THIRDEYEJ[0]EL


An essay comparing Bob Marley to Jesus Christ
May 3, 2009, 23:23
Filed under: A Lateral Projection

 

JESUS SAID TO MARLEY: “WELCOME TO MY WORLD”


It’s cool to wear a belt of red and yellow and green stripes. It is cool to stink of grass and to stare into space with vacuous red eyes. It’s cool when you’re in the subway and your Skull Candy headphones leak reggae beats. It’s even cooler when you unzip your jacket and a Bob Marley face pops out from within… Somehow, along the lines of inanely associating Bob Marley to everything he’s not, we’ve successfully dispose him of all that he stood for. Lost in translation, Bob Marley’s reggae beats, his dedication towards the Rastafarian movement and his use of marijuana for spiritual purposes are all but hidden behind veils of mistaken facades, only to be so shallowly and commonly perceived as nothing more than insignificantly ‘feel good’ exploits. In “Get Up, Stand Up: The Redemptive Poetics of Bob Marley”, Anthony Bogues, chair of Africana Studies at Brown University projects precisely this: coming to terms with the common fallacies of Bob Marley, Bogues presents a more unconventional view, that more than just a musical icon, the ‘dread-lock Rasta’ is an activist who is committed to ‘[chanting] down Babylon (Bogues 563)’ – the capitalist world of the West. Bogues‘ analysis of the hegemonic agencies working against Marley is also reflective of the furtive leverage our capitalistic hegemony exerts upon many popular cultural icons.

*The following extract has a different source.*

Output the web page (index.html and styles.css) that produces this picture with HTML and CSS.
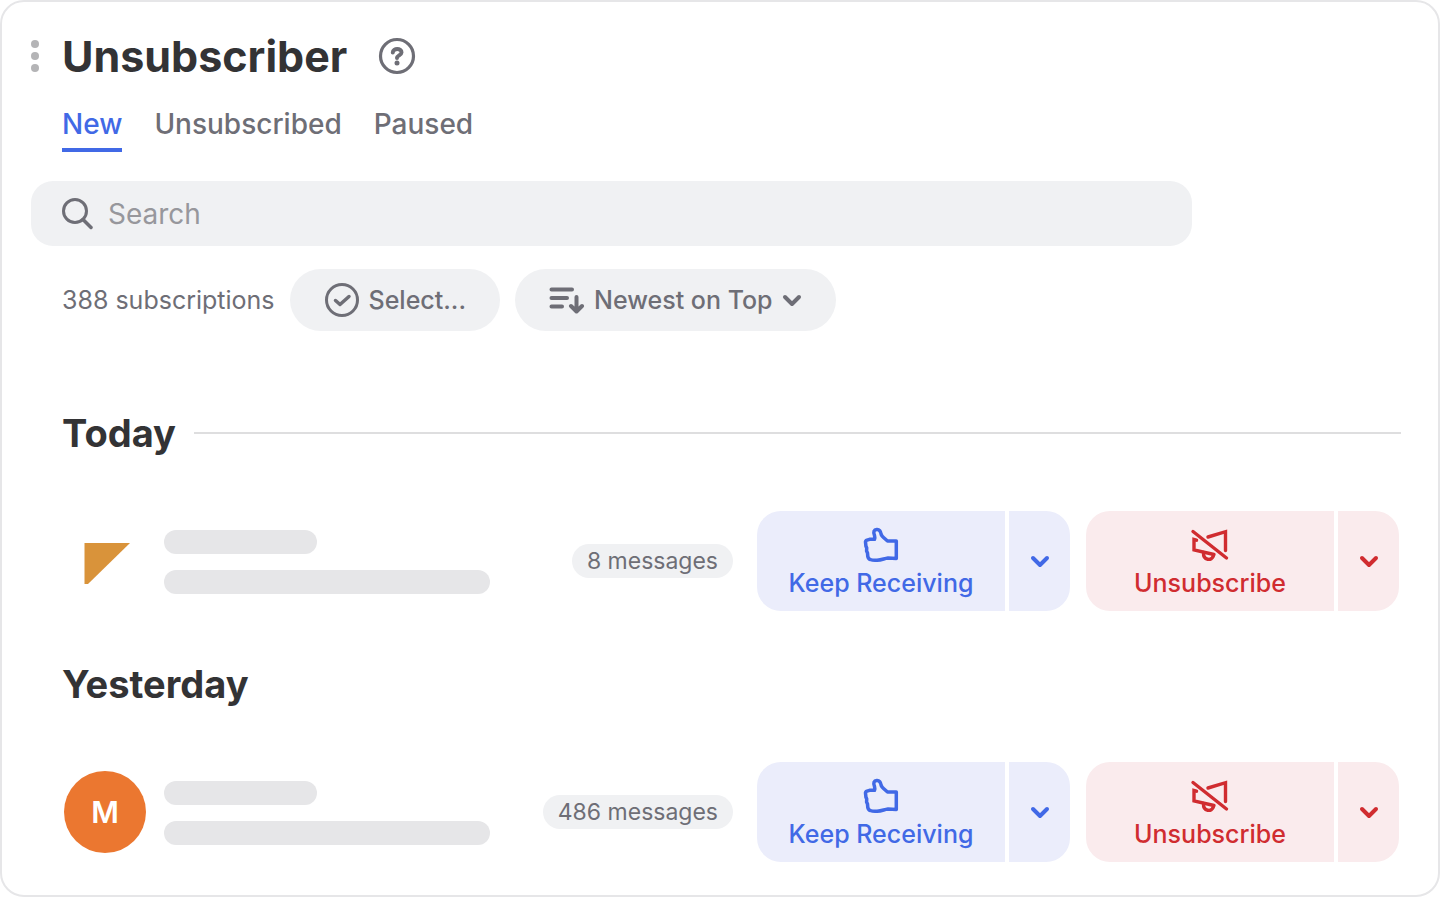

A figure born two thousand years ago was, and is still victimized — and to an extent far more unforgivable than Marley. Allow me to introduce to you: Jesus Christ. As He was whipped, crowned with thorns, tortured and pierced to an extent where the chunk of meat nailed upon the cross barely resembled anything human-like, the process of crucifying the messiah repeats yet again in our contemporary world – only this time, it is not to please an angry mob yelling “Blasphemy!” and “Crucify him!”, it is to feed our ever so hungry and greedy capitalistic hegemonic system. 

 

CAPITALISTIC HEGEMONY


For most of the essay, Bogues explores and brings into focus “the ways in which Hegemonic ideology operates, how it is able to rework the most radical ideas and practices of individuals into a mélange of difference, and then claim ownership (Bogues 563).” On a very broad note, hegemony refers to any antibiosis social or political system in which the superior class furtively asserts their powers and influences on subordinated classes. Unlike oppression, the subordinated class are willing receptacles who complacently consent the imposers. In Bogues‘ essay, one of the main agents of capitalistic hegemony is “commodification” – the act of assigning monetary value to something that had previously no monetary value all: like an idea. Before an idea can be commodified, it must first take on a form. This is done by picking on a symbol that best represents the idea (and in the case of Bob Marley, it was his face) and then transforming it into tangible commodities such as posters, t-shirts, videos etc. And while the act of imprinting the symbol onto goods, or modeling goods after this symbol doesn’t necessarily kill the symbol, it is essentially the mass production of these goods that ultimately dilutes the ideas within the symbol. Recognizing these operations of the hegemonic system against Marley’s radicalism, Bogues expresses that “the entire paraphernalia of international commodification and communication, including the Walt Disney theme park of freedom, seem to work overtime to make the Rastaman… into a fangless musician, a symbol of exotic difference, trapped and captured in an illusionary rainbow world of dreamers (Bogues 563).”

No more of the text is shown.